Curtis Lazar, Right Wing: Lazar stood out at the tournament for his great forechecking and two-way work ethic with a scout saying despite his size he projects as a power forward. When I asked about what kind of offensive potential he showed, I had heard he showed above-average offensive tools, but not high-end with a scout saying he’s a player who does all the little things well.

Nathan MacKinnon, Center: He was MacKinnon, plain and simple. On his first shift in his first game of the tournament, he barreled down on the wing, beat a defender crisply with a nice move and generated a scoring chance, which he created a lot of. One scout said, “You saw the skating and the talent, but what was really impressive was his work ethic was one of it not the best of any player there. When you see the players he will be compared to such as Crosby and Stamkos, his work ethic is up there with those elite players.” That same scout I talked to still felt though that between him and Seth Jones it is still a very close call for the top prospect in the 2013 draft class.

Josh Morrisey, Defense: He was Canada’s best defenseman in what I had heard was an underwhelming display by the Canadian blueline as a whole. Morrisey got off to a rocky start, getting a 2 and a 10 for mouthing off at the start of the tournament and was benched afterwards. He took off though in the latter part of the event as he’s a top-end thinker with impressive four-way mobility. Canada ran four forwards on the power play and he was the sole defender.

Darnell Nurse, Defense: As stated in the Morrisey profile, most of the defenders didn’t impress but Nurse came in with notable expectations after playing quite well at the Under-18’s in April. That’s not to say he played bad, but scouts told me he was just average and that was below their expectations.

Team Russia:

Pavel Buchnevich, Center: I had Buchnevich at 10 on my 2013 draft board prior to the draft season starting. Time will tell over the season if he can maintain that slot, but he certainly stood out to observers at the Ivan Hlinka. “He’s an outstanding player,” said one scout who praised his high-end hands and hockey sense. I heard his speed looked only average though which is contrary to what I’ve heard from reports out of Russia.

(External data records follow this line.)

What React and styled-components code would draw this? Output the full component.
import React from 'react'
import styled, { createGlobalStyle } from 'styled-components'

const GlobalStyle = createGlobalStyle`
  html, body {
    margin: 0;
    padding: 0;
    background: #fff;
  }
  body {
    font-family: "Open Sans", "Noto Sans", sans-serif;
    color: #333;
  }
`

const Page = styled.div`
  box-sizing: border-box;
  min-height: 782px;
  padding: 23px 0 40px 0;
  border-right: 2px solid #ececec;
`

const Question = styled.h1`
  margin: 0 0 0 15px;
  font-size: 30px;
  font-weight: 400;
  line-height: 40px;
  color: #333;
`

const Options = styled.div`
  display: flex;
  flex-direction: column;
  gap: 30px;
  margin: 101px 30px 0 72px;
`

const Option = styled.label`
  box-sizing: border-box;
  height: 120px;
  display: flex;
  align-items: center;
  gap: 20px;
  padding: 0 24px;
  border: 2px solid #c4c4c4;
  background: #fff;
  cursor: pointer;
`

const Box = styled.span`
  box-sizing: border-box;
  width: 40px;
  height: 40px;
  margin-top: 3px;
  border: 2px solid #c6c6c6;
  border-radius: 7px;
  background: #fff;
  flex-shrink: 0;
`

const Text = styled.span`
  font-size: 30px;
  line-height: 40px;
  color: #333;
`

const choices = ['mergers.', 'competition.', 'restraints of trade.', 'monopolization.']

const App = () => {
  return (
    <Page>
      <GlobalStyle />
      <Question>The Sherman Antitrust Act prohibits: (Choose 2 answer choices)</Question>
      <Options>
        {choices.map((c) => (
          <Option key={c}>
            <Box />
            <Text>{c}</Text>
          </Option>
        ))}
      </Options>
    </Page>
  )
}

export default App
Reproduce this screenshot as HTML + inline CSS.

Nikita Zadorov, Defense: Zadorov really stood out at the Under-18’s in April, with one scout I talked to after saying he would be in his top ten on his 2013 draft board. He was a little up and down at the Hlinka with scouts saying he bounced between average, above average and great. He’s a big defender who skates and moves the puck well, but also has some toughness which was on display as he knocked an opponent out of the game with a big hit.

Team Sweden:

Andre Burakowsky, Right Wing: Behind MacKinnon, scouts told me Burakowsky was clearly the second best forward at the tournament and showed top-end potential. One scout said his skating is right up there with the top Swedish players that have been drafted the last few years. His speed and top-end skill showed, but what I also heard really stood out was an elite on-ice work ethic to go along with the talent. It’s still early, but from what I’ve seen and heard about Burakowsky over the last six months, he should firmly be in the top ten discussion for this coming draft.

Jacob De La Rose, Left Wing: De La Rose spotted on the top line at the Under 18’s last April with Burakowsky as underage players played along Filip Forsberg, but when Elias Lindholm came he steadily dropped down the depth chart in that tournament. He’s been used at center recently, but at this tournament he played on the wing. A scout told me he projects currently as a power forward with playmaking ability.

Robert Hagg, Defense: Hagg was one of the top three defensemen at the tournament, and arguably the top one with one scouting director telling me he looked like a top half of the first round player. Hagg didn’t show a whole lot in terms of impressive power play skill, but he’s a very smart defender who showed strong play in his own end and moves the puck well. I heard he did show signs of fatigue towards the end of the tournament though.

Team USA:

Adam Erne, Left Wing: Erne was clearly USA’s top player at the tournament and as one scout put it, “[The USA] was only going, when Erne was going.” He showed top-end speed and work ethic, as well as the ability to create offense.

Michael Downing, Defense: Downing impressed scouts I’ve talked to who saw him in the USHL as a 16 year old, but at the Hlinka he was average from what I heard with a source saying he thought he would bring more to the table.

Tom Vannelli, Defense: Vanelli I heard was the USA’s top defender. He’s a big player with very impressive skating for his size in terms of his mobility and mechanics. He doesn’t currently project as a power play guy, but he showed the ability to move the puck at a fine level.